--- Begin EXTRACTED ENTRIES ---
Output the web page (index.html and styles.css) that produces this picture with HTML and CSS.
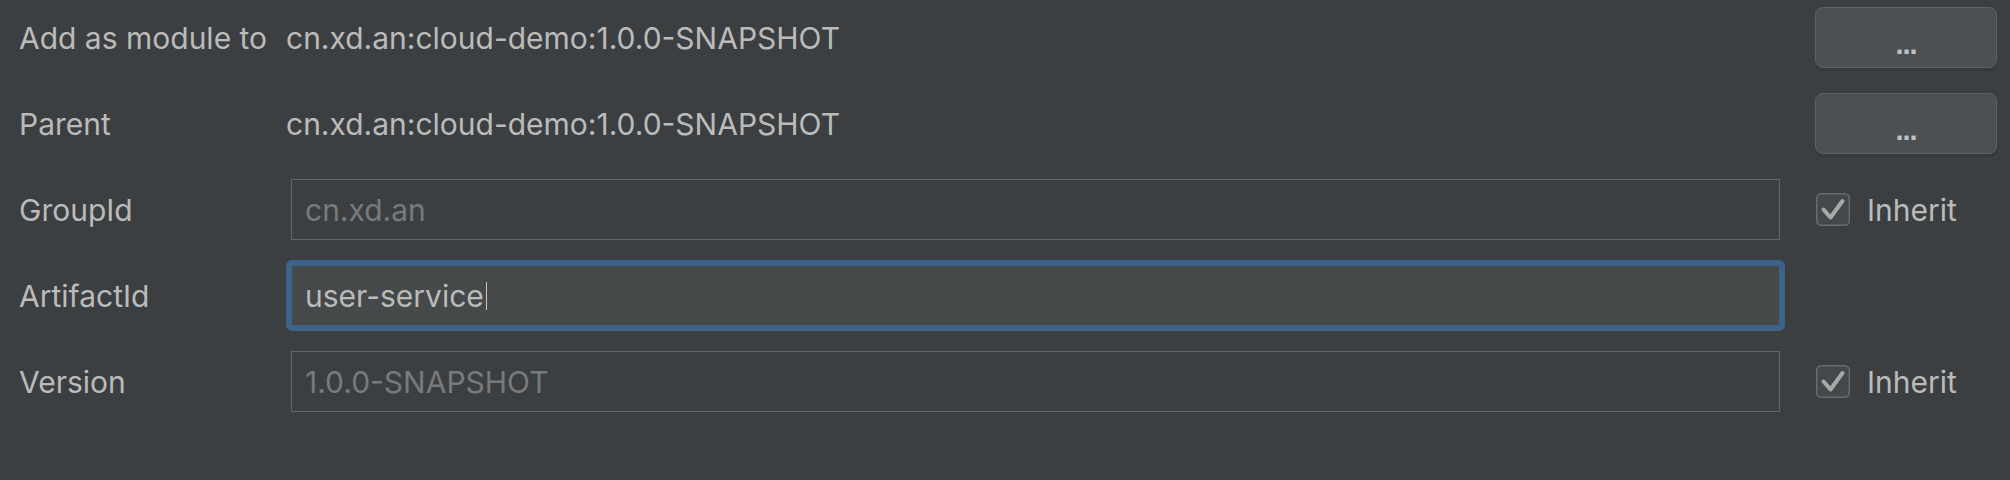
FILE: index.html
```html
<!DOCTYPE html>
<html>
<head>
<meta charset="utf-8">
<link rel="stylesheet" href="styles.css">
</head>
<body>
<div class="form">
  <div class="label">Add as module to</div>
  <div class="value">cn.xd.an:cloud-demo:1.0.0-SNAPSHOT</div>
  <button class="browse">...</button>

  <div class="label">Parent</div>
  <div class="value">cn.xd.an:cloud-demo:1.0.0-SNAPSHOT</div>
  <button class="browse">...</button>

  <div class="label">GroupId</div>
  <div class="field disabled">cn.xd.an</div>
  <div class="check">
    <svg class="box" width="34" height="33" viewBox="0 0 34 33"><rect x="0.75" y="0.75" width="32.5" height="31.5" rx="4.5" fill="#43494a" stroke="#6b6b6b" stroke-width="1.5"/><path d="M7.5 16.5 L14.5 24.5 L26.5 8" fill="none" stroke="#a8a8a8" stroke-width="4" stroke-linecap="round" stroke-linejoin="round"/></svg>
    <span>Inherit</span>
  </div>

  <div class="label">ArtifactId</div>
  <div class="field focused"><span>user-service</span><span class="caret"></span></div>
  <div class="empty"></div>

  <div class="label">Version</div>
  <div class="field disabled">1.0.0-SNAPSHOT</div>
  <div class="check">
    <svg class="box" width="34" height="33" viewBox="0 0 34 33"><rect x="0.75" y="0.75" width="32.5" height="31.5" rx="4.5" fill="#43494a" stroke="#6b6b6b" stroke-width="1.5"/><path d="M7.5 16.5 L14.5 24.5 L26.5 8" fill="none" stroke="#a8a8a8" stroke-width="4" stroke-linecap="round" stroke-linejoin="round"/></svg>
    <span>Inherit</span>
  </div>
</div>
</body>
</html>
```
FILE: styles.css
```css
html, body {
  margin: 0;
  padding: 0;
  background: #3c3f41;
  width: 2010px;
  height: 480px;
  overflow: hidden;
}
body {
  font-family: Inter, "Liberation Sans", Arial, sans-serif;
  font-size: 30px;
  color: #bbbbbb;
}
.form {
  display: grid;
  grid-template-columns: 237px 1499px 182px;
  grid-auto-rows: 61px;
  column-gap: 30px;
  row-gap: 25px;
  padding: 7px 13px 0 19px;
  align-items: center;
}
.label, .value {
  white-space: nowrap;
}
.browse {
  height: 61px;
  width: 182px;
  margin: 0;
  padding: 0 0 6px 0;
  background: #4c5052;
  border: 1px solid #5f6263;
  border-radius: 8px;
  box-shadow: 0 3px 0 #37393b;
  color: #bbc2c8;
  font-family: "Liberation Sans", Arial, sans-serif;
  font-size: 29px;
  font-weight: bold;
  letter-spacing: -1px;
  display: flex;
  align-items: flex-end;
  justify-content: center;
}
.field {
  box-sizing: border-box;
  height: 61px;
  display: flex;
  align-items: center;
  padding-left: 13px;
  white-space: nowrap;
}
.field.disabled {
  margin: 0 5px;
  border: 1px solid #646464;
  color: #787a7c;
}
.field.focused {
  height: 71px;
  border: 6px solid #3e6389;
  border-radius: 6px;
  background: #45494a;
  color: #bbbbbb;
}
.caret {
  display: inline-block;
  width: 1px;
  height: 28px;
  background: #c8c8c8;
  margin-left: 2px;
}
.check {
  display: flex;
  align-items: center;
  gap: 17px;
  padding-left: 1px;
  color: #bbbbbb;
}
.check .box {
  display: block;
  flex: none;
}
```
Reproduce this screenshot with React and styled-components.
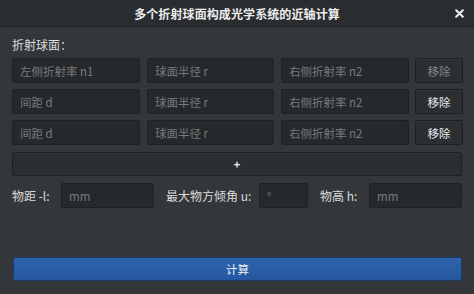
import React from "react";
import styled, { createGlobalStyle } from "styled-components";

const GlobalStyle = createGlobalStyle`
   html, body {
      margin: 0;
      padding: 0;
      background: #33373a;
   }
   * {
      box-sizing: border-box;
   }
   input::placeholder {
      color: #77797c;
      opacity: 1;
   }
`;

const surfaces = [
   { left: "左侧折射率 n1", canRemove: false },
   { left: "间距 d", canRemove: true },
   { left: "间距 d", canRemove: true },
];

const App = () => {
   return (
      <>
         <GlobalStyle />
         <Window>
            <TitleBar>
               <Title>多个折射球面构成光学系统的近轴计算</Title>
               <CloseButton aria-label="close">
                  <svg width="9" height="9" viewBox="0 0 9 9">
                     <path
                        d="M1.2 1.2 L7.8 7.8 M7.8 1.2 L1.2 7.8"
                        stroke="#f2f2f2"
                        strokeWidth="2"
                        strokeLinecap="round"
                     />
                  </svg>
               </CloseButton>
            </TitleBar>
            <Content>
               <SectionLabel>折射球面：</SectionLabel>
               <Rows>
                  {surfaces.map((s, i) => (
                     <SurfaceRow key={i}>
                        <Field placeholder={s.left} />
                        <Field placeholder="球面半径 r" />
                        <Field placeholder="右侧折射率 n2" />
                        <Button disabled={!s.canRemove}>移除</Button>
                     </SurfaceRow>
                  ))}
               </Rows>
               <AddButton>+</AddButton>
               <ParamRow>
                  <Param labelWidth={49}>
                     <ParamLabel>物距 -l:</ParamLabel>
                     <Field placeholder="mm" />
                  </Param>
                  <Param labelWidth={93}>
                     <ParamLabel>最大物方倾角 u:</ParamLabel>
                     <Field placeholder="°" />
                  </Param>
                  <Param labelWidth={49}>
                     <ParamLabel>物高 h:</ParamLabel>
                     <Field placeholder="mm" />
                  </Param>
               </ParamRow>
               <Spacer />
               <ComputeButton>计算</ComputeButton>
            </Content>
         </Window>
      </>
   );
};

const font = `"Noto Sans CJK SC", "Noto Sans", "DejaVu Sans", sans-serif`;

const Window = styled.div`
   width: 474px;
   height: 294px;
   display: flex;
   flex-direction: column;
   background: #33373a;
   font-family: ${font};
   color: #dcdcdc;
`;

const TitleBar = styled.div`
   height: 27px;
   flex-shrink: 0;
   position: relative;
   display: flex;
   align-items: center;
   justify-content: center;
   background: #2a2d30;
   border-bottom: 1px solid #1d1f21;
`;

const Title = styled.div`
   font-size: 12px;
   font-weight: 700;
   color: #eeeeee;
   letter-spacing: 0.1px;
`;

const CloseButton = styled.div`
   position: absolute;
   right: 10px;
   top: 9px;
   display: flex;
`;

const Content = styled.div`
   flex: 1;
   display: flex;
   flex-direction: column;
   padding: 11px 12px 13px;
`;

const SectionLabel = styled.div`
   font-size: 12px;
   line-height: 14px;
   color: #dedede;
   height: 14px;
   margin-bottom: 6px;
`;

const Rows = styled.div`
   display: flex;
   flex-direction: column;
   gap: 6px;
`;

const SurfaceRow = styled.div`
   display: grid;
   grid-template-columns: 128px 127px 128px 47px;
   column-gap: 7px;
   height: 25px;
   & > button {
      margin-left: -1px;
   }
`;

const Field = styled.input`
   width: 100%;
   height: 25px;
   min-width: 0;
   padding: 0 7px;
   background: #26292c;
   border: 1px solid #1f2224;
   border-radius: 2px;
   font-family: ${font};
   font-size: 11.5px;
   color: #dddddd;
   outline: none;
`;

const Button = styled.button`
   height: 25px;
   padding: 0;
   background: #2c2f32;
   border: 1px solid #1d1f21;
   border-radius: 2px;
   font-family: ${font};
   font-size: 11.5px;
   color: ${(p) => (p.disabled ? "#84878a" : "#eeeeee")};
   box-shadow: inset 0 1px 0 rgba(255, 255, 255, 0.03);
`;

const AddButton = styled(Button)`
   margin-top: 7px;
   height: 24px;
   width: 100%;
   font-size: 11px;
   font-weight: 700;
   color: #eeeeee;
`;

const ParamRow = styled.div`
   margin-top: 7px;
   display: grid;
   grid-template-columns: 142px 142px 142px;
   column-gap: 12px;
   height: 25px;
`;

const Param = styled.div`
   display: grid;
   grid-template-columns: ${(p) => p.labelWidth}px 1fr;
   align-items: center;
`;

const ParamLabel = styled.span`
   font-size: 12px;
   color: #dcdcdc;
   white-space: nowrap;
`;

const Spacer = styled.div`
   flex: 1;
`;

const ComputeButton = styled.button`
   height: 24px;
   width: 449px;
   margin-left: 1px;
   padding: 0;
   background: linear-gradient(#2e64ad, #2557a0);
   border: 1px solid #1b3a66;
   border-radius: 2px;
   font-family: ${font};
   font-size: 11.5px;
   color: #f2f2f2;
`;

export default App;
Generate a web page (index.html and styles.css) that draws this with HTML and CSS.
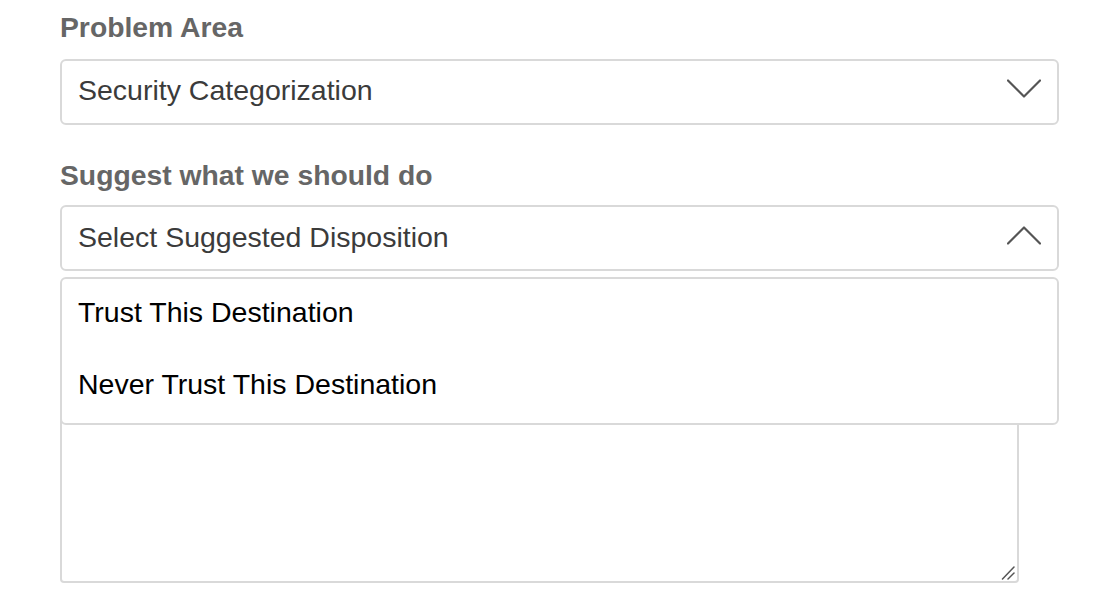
--- End EXTRACTED ENTRIES ---
» WHAT NEEDS TO BE DONE
Using the material above, report each line where "that" occurs.

» EXERCISE ANSWER
Output the web page (index.html and styles.css) that produces this picture with HTML and CSS.
Generate a web page (index.html and styles.css) that draws this with HTML and CSS.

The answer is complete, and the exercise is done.